Work to do = Pictures aside, quote the whole listing exactly.

Records supplied =
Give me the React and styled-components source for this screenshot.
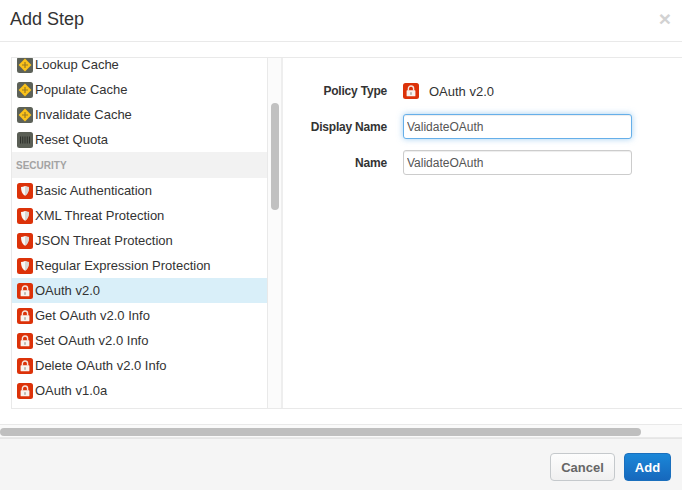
import React from "react";
import styled, { createGlobalStyle } from "styled-components";

const Global = createGlobalStyle`
  html, body { margin: 0; padding: 0; background: #fff; }
  body { font-family: "Liberation Sans", Arial, sans-serif; color: #333; }
`;

const Modal = styled.div`
  width: 682px; height: 490px; display: flex; flex-direction: column; overflow: hidden; background: #fff;
`;
const Header = styled.header`
  height: 41px; flex: none; box-sizing: content-box; border-bottom: 1px solid #e9e9e9;
  display: flex; align-items: center; justify-content: space-between; padding: 0 11px 0 10px;
`;
const Title = styled.h1`
  margin: 0; font-size: 18px; font-weight: 400; color: #333; position: relative; top: -1px;
`;
const Close = styled.span`
  font-size: 21px; font-weight: 700; color: #d2d2d2; line-height: 1; position: relative; top: -2px;
`;
const Body = styled.div`
  flex: none; height: 382px; padding: 15px 0 0 11px; box-sizing: border-box; display: flex; flex-direction: column;
`;
const Panels = styled.div`
  height: 352px; flex: none; display: flex; box-sizing: border-box;
  border: 1px solid #e9e9e9; border-right: 0;
`;
const ListPane = styled.div`
  width: 255px; flex: none; overflow: hidden; border-right: 1px solid #e9e9e9;
`;
const List = styled.ul`
  list-style: none; margin: -6px 0 0; padding: 0;
`;
const Row = styled.li`
  height: 25px; display: flex; align-items: center; padding-left: 5px; gap: 2px;
  font-size: 13px; color: #333;
  background: ${p => (p.$selected ? "#d9eff9" : "transparent")};
`;
const SectionHead = styled.li`
  height: 26px; display: flex; align-items: center; padding-left: 4px;
  font-size: 10px; font-weight: 700; color: #a3a3a3; background: #f2f2f2;
`;
const IconBox = styled.svg`
  width: 16px; height: 16px; flex: none; display: block;
`;
const ScrollTrack = styled.div`
  width: 15px; flex: none; background: #fbfbfb; border-right: 2px solid #eeeeee; padding: 45px 0 0 3px; box-sizing: border-box;
`;
const VThumb = styled.div`
  width: 8px; height: 107px; border-radius: 4px; background: #c1c1c1;
`;
const FormPane = styled.div`
  flex: 1; padding: 21px 0 0 0; display: flex; flex-direction: column;
`;
const FormRow = styled.div`
  display: flex; align-items: center; height: ${p => p.$h}px; margin-bottom: ${p => p.$mb || 0}px;
`;
const Label = styled.label`
  width: 104px; flex: none; text-align: right; font-size: 12px; font-weight: 700; color: #333; margin-right: 16px; letter-spacing: -0.2px;
`;
const TypeValue = styled.div`
  display: flex; align-items: center; gap: 10px; font-size: 13px; color: #333;
`;
const Input = styled.input`
  width: 229px; height: 25px; box-sizing: border-box; padding: 0 3px; margin: 0; font: 12px "Liberation Sans", Arial, sans-serif;
  color: #555; border-radius: 3px; outline: none; background: #fff;
  border: 1px solid ${p => (p.$focus ? "#66afe9" : "#ccc")};
  box-shadow: ${p => (p.$focus ? "inset 0 1px 1px rgba(0,0,0,.075), 0 0 6px rgba(102,175,233,.6)" : "inset 0 1px 1px rgba(0,0,0,.075)")};
`;
const HScroll = styled.div`
  height: 14px; flex: none; box-sizing: border-box; background: #fafafa; border-top: 1px solid #e9e9e9; border-bottom: 1px solid #e9e9e9; padding-top: 3px;
`;
const HThumb = styled.div`
  width: 641px; height: 8px; border-radius: 4px; background: #bfbfbf;
`;
const Footer = styled.footer`
  flex: 1; background: #f5f5f5; border-top: 1px solid #e5e5e5; display: flex; justify-content: flex-end; align-items: flex-start;
  padding: 14px 11px 0 0; gap: 9px;
`;
const Button = styled.button`
  height: 28px; box-sizing: border-box; margin: 0; padding: 0; font: 700 13px "Liberation Sans", Arial, sans-serif; border-radius: 4px;
  width: ${p => (p.$primary ? "47px" : "65px")};
  color: ${p => (p.$primary ? "#fff" : "#666")};
  border: 1px solid ${p => (p.$primary ? "#1a6fbd" : "#c5c9cc")};
  background: ${p => (p.$primary ? "linear-gradient(#1b87d8,#1668bd)" : "linear-gradient(#fdfdfd,#f0f0f0)")};
`;

const Bg = ({ c }) => <rect x="0" y="0" width="16" height="16" rx="2.5" fill={c} />;

const CacheIcon = () => (
  <IconBox viewBox="0 0 16 16">
    <Bg c="#5d6259" />
    <path d="M8 1.6 14.4 8 8 14.4 1.6 8Z" fill="#fbc21a" />
    <path d="M8 5v6M5 8h6" stroke="#9a7b22" strokeWidth="1.2" />
  </IconBox>
);
const QuotaIcon = () => (
  <IconBox viewBox="0 0 16 16">
    <Bg c="#5a5e55" />
    <path d="M3.5 4.5v7M5.75 4.5v7M8 4.5v7M10.25 4.5v7M12.5 4.5v7" stroke="#2d2f2a" strokeWidth="1" />
  </IconBox>
);
const ShieldIcon = () => (
  <IconBox viewBox="0 0 16 16">
    <Bg c="#dc3209" />
    <path d="M8 3c1.4.7 2.8 1 4 1 0 4-1.1 6.800-4 8.800C5.100 10.800 4 8 4 4c1.200 0 2.600-.3 4-1Z" fill="#f8f8f6" />
    <path d="M8 3c1.400.7 2.800 1 4 1 0 4-1.100 6.800-4 8.800Z" fill="#d8d8d4" />
  </IconBox>
);
const LockIcon = () => (
  <IconBox viewBox="0 0 16 16">
    <Bg c="#dc3209" />
    <path d="M5.400 7.500V5.600a2.600 2.600 0 0 1 5.200 0v1.900" fill="none" stroke="#f6e4dc" strokeWidth="1.400" />
    <rect x="3.600" y="7.300" width="8.800" height="6" rx=".6" fill="#f8f3ef" />
    <rect x="7.300" y="9.200" width="1.400" height="2.600" fill="#a9a39c" />
  </IconBox>
);

const items = [
  ["Lookup Cache", CacheIcon], ["Populate Cache", CacheIcon], ["Invalidate Cache", CacheIcon], ["Reset Quota", QuotaIcon],
  { section: "SECURITY" },
  ["Basic Authentication", ShieldIcon], ["XML Threat Protection", ShieldIcon], ["JSON Threat Protection", ShieldIcon],
  ["Regular Expression Protection", ShieldIcon], ["OAuth v2.0", LockIcon, true], ["Get OAuth v2.0 Info", LockIcon],
  ["Set OAuth v2.0 Info", LockIcon], ["Delete OAuth v2.0 Info", LockIcon], ["OAuth v1.0a", LockIcon],
];

export default function App() {
  return (
    <Modal>
      <Global />
      <Header>
        <Title>Add Step</Title>
        <Close>×</Close>
      </Header>
      <Body>
        <Panels>
          <ListPane>
            <List>
              {items.map((it) => {
                if (it.section) return <SectionHead key={it.section}>{it.section}</SectionHead>;
                const [name, Icon, sel] = it;
                return <Row key={name} $selected={sel}><Icon />{name}</Row>;
              })}
            </List>
          </ListPane>
          <ScrollTrack><VThumb /></ScrollTrack>
          <FormPane>
            <FormRow $h={24} $mb={11}>
              <Label>Policy Type</Label>
              <TypeValue><LockIcon />OAuth v2.0</TypeValue>
            </FormRow>
            <FormRow $h={25} $mb={11}>
              <Label>Display Name</Label>
              <Input $focus readOnly value="ValidateOAuth" />
            </FormRow>
            <FormRow $h={25}>
              <Label>Name</Label>
              <Input readOnly value="ValidateOAuth" />
            </FormRow>
          </FormPane>
        </Panels>
      </Body>
      <HScroll><HThumb /></HScroll>
      <Footer>
        <Button>Cancel</Button>
        <Button $primary>Add</Button>
      </Footer>
    </Modal>
  );
}
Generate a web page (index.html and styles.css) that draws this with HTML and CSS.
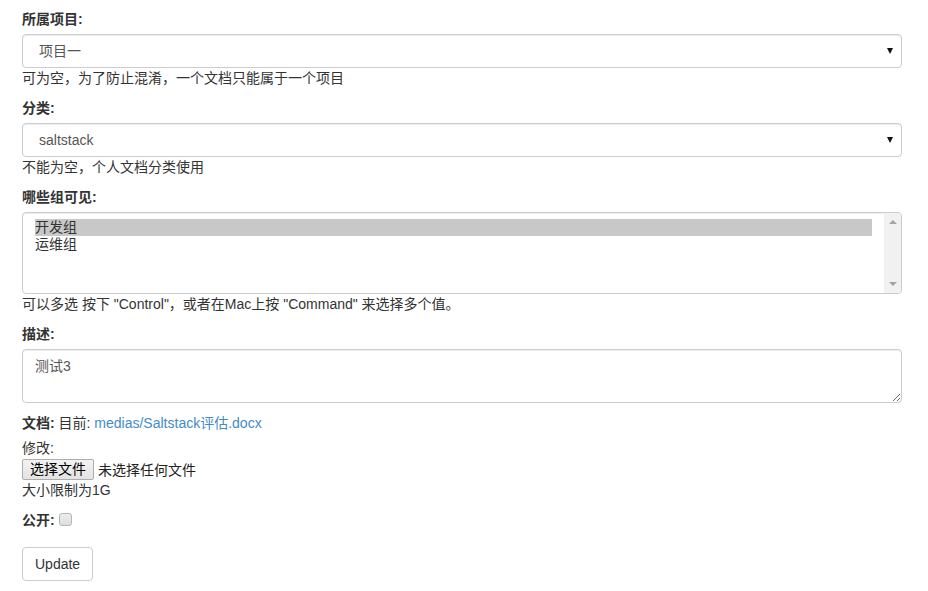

Finished answer =
Give me the React and styled-components source for this screenshot.
import React from "react";
import styled, { createGlobalStyle } from "styled-components";

const Global = createGlobalStyle`
  html, body { margin: 0; padding: 0; background: #fff; }
  body { font-family: "Liberation Sans", Arial, sans-serif; color: #333; }
`;

const Modal = styled.div`
  width: 682px; height: 490px; display: flex; flex-direction: column; overflow: hidden; background: #fff;
`;
const Header = styled.header`
  height: 41px; flex: none; box-sizing: content-box; border-bottom: 1px solid #e9e9e9;
  display: flex; align-items: center; justify-content: space-between; padding: 0 11px 0 10px;
`;
const Title = styled.h1`
  margin: 0; font-size: 18px; font-weight: 400; color: #333; position: relative; top: -1px;
`;
const Close = styled.span`
  font-size: 21px; font-weight: 700; color: #d2d2d2; line-height: 1; position: relative; top: -2px;
`;
const Body = styled.div`
  flex: none; height: 382px; padding: 15px 0 0 11px; box-sizing: border-box; display: flex; flex-direction: column;
`;
const Panels = styled.div`
  height: 352px; flex: none; display: flex; box-sizing: border-box;
  border: 1px solid #e9e9e9; border-right: 0;
`;
const ListPane = styled.div`
  width: 255px; flex: none; overflow: hidden; border-right: 1px solid #e9e9e9;
`;
const List = styled.ul`
  list-style: none; margin: -6px 0 0; padding: 0;
`;
const Row = styled.li`
  height: 25px; display: flex; align-items: center; padding-left: 5px; gap: 2px;
  font-size: 13px; color: #333;
  background: ${p => (p.$selected ? "#d9eff9" : "transparent")};
`;
const SectionHead = styled.li`
  height: 26px; display: flex; align-items: center; padding-left: 4px;
  font-size: 10px; font-weight: 700; color: #a3a3a3; background: #f2f2f2;
`;
const IconBox = styled.svg`
  width: 16px; height: 16px; flex: none; display: block;
`;
const ScrollTrack = styled.div`
  width: 15px; flex: none; background: #fbfbfb; border-right: 2px solid #eeeeee; padding: 45px 0 0 3px; box-sizing: border-box;
`;
const VThumb = styled.div`
  width: 8px; height: 107px; border-radius: 4px; background: #c1c1c1;
`;
const FormPane = styled.div`
  flex: 1; padding: 21px 0 0 0; display: flex; flex-direction: column;
`;
const FormRow = styled.div`
  display: flex; align-items: center; height: ${p => p.$h}px; margin-bottom: ${p => p.$mb || 0}px;
`;
const Label = styled.label`
  width: 104px; flex: none; text-align: right; font-size: 12px; font-weight: 700; color: #333; margin-right: 16px; letter-spacing: -0.2px;
`;
const TypeValue = styled.div`
  display: flex; align-items: center; gap: 10px; font-size: 13px; color: #333;
`;
const Input = styled.input`
  width: 229px; height: 25px; box-sizing: border-box; padding: 0 3px; margin: 0; font: 12px "Liberation Sans", Arial, sans-serif;
  color: #555; border-radius: 3px; outline: none; background: #fff;
  border: 1px solid ${p => (p.$focus ? "#66afe9" : "#ccc")};
  box-shadow: ${p => (p.$focus ? "inset 0 1px 1px rgba(0,0,0,.075), 0 0 6px rgba(102,175,233,.6)" : "inset 0 1px 1px rgba(0,0,0,.075)")};
`;
const HScroll = styled.div`
  height: 14px; flex: none; box-sizing: border-box; background: #fafafa; border-top: 1px solid #e9e9e9; border-bottom: 1px solid #e9e9e9; padding-top: 3px;
`;
const HThumb = styled.div`
  width: 641px; height: 8px; border-radius: 4px; background: #bfbfbf;
`;
const Footer = styled.footer`
  flex: 1; background: #f5f5f5; border-top: 1px solid #e5e5e5; display: flex; justify-content: flex-end; align-items: flex-start;
  padding: 14px 11px 0 0; gap: 9px;
`;
const Button = styled.button`
  height: 28px; box-sizing: border-box; margin: 0; padding: 0; font: 700 13px "Liberation Sans", Arial, sans-serif; border-radius: 4px;
  width: ${p => (p.$primary ? "47px" : "65px")};
  color: ${p => (p.$primary ? "#fff" : "#666")};
  border: 1px solid ${p => (p.$primary ? "#1a6fbd" : "#c5c9cc")};
  background: ${p => (p.$primary ? "linear-gradient(#1b87d8,#1668bd)" : "linear-gradient(#fdfdfd,#f0f0f0)")};
`;

const Bg = ({ c }) => <rect x="0" y="0" width="16" height="16" rx="2.5" fill={c} />;

const CacheIcon = () => (
  <IconBox viewBox="0 0 16 16">
    <Bg c="#5d6259" />
    <path d="M8 1.6 14.4 8 8 14.4 1.6 8Z" fill="#fbc21a" />
    <path d="M8 5v6M5 8h6" stroke="#9a7b22" strokeWidth="1.2" />
  </IconBox>
);
const QuotaIcon = () => (
  <IconBox viewBox="0 0 16 16">
    <Bg c="#5a5e55" />
    <path d="M3.5 4.5v7M5.75 4.5v7M8 4.5v7M10.25 4.5v7M12.5 4.5v7" stroke="#2d2f2a" strokeWidth="1" />
  </IconBox>
);
const ShieldIcon = () => (
  <IconBox viewBox="0 0 16 16">
    <Bg c="#dc3209" />
    <path d="M8 3c1.4.7 2.8 1 4 1 0 4-1.1 6.800-4 8.800C5.100 10.800 4 8 4 4c1.200 0 2.600-.3 4-1Z" fill="#f8f8f6" />
    <path d="M8 3c1.400.7 2.800 1 4 1 0 4-1.100 6.800-4 8.800Z" fill="#d8d8d4" />
  </IconBox>
);
const LockIcon = () => (
  <IconBox viewBox="0 0 16 16">
    <Bg c="#dc3209" />
    <path d="M5.400 7.500V5.600a2.600 2.600 0 0 1 5.200 0v1.900" fill="none" stroke="#f6e4dc" strokeWidth="1.400" />
    <rect x="3.600" y="7.300" width="8.800" height="6" rx=".6" fill="#f8f3ef" />
    <rect x="7.300" y="9.200" width="1.400" height="2.600" fill="#a9a39c" />
  </IconBox>
);

const items = [
  ["Lookup Cache", CacheIcon], ["Populate Cache", CacheIcon], ["Invalidate Cache", CacheIcon], ["Reset Quota", QuotaIcon],
  { section: "SECURITY" },
  ["Basic Authentication", ShieldIcon], ["XML Threat Protection", ShieldIcon], ["JSON Threat Protection", ShieldIcon],
  ["Regular Expression Protection", ShieldIcon], ["OAuth v2.0", LockIcon, true], ["Get OAuth v2.0 Info", LockIcon],
  ["Set OAuth v2.0 Info", LockIcon], ["Delete OAuth v2.0 Info", LockIcon], ["OAuth v1.0a", LockIcon],
];

export default function App() {
  return (
    <Modal>
      <Global />
      <Header>
        <Title>Add Step</Title>
        <Close>×</Close>
      </Header>
      <Body>
        <Panels>
          <ListPane>
            <List>
              {items.map((it) => {
                if (it.section) return <SectionHead key={it.section}>{it.section}</SectionHead>;
                const [name, Icon, sel] = it;
                return <Row key={name} $selected={sel}><Icon />{name}</Row>;
              })}
            </List>
          </ListPane>
          <ScrollTrack><VThumb /></ScrollTrack>
          <FormPane>
            <FormRow $h={24} $mb={11}>
              <Label>Policy Type</Label>
              <TypeValue><LockIcon />OAuth v2.0</TypeValue>
            </FormRow>
            <FormRow $h={25} $mb={11}>
              <Label>Display Name</Label>
              <Input $focus readOnly value="ValidateOAuth" />
            </FormRow>
            <FormRow $h={25}>
              <Label>Name</Label>
              <Input readOnly value="ValidateOAuth" />
            </FormRow>
          </FormPane>
        </Panels>
      </Body>
      <HScroll><HThumb /></HScroll>
      <Footer>
        <Button>Cancel</Button>
        <Button $primary>Add</Button>
      </Footer>
    </Modal>
  );
}
Generate a web page (index.html and styles.css) that draws this with HTML and CSS.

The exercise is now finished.